> **TASK DESCRIPTION**
Don't include pictures. Quote the lines below from the first through the line that contains "import React from".

> **DATA**
::::::::::

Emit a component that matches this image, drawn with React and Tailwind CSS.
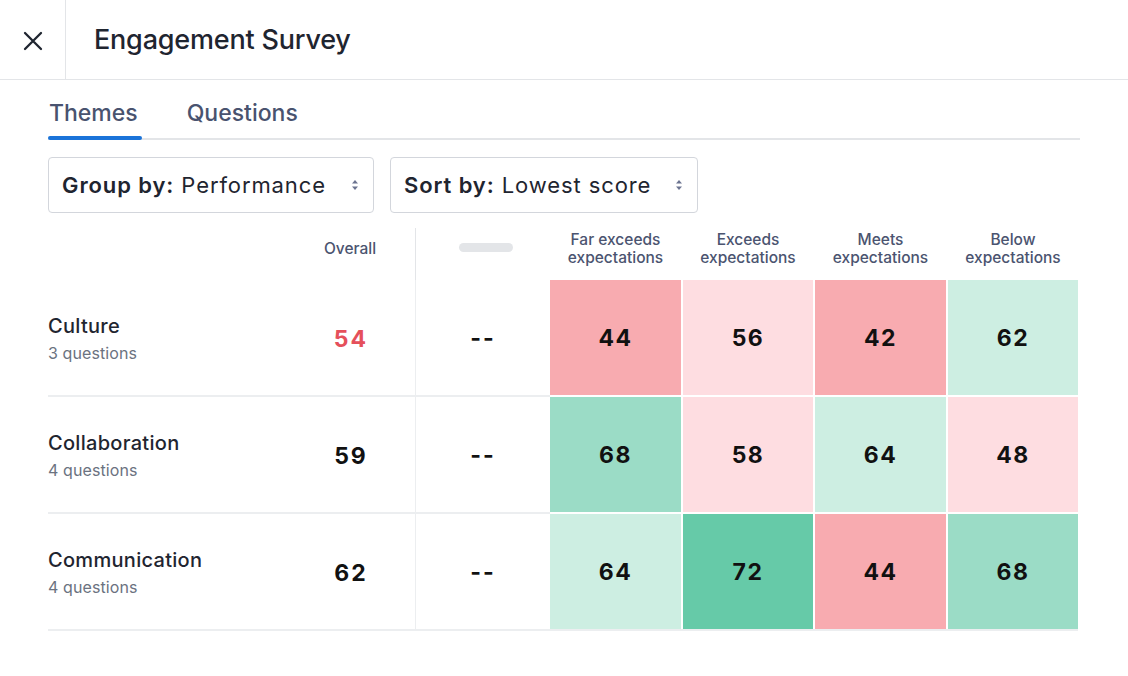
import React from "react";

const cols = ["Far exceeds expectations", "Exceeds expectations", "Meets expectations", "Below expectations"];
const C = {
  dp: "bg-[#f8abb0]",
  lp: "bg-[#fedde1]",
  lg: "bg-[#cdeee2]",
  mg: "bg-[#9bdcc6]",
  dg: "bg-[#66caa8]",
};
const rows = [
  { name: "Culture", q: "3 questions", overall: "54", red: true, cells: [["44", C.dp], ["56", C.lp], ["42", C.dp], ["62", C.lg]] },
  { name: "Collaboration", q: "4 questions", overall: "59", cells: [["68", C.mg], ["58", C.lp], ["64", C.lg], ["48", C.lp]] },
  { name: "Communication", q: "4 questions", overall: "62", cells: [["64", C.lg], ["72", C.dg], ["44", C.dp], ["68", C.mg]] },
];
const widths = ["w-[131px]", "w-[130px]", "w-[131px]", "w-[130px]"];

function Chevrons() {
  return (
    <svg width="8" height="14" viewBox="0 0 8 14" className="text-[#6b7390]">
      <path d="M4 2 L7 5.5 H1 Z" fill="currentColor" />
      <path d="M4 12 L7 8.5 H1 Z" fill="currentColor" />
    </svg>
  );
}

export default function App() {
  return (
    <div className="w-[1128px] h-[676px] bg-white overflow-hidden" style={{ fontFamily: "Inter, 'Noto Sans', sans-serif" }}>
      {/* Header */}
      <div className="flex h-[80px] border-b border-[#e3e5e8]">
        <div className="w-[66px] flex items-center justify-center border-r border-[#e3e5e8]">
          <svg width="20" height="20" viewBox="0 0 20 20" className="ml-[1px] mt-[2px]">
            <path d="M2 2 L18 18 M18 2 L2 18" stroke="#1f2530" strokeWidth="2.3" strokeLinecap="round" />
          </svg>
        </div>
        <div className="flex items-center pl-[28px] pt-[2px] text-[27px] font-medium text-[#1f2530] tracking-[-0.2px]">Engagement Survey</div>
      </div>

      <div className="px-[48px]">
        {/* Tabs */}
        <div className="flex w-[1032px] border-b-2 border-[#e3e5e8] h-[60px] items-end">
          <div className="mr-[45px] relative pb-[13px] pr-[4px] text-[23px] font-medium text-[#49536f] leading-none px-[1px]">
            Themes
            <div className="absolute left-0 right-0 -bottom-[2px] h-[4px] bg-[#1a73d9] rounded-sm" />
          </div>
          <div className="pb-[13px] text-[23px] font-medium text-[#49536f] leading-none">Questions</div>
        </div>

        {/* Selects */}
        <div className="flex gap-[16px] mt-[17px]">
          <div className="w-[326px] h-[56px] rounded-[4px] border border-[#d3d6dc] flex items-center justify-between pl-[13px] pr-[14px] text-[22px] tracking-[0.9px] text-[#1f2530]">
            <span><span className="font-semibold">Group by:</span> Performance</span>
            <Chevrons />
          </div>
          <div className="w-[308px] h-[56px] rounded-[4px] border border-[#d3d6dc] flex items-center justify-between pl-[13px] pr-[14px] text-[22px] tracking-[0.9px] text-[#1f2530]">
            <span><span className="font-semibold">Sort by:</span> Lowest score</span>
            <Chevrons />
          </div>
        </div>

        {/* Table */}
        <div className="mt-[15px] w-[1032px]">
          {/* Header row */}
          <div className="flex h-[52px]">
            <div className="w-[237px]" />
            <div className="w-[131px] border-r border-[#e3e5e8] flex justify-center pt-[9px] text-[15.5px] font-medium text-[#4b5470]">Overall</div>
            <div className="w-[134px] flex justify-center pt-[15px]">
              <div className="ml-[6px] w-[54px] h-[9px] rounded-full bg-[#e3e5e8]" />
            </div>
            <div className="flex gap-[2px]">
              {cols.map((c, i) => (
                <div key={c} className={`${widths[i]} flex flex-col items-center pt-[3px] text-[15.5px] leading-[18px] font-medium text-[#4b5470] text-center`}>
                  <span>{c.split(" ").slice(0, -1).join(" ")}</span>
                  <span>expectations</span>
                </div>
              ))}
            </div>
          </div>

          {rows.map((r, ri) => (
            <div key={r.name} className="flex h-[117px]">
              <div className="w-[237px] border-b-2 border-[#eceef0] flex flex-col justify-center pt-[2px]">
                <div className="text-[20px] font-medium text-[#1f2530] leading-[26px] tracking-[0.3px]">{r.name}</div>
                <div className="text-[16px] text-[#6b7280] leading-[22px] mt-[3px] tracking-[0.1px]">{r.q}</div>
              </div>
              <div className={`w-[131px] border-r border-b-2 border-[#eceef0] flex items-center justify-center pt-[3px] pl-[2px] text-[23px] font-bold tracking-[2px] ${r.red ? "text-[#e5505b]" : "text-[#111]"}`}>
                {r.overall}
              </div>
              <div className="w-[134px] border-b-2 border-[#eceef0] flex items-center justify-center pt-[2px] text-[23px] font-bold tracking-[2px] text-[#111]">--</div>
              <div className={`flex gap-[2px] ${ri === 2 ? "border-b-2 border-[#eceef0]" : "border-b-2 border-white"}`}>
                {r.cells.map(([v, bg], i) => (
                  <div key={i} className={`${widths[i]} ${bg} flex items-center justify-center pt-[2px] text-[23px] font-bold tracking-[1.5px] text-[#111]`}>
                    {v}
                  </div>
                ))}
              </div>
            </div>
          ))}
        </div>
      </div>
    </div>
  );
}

::::::::::

> **RESULT FOR THIS TASK**
Emit a component that matches this image, drawn with React and Tailwind CSS.
import React from "react";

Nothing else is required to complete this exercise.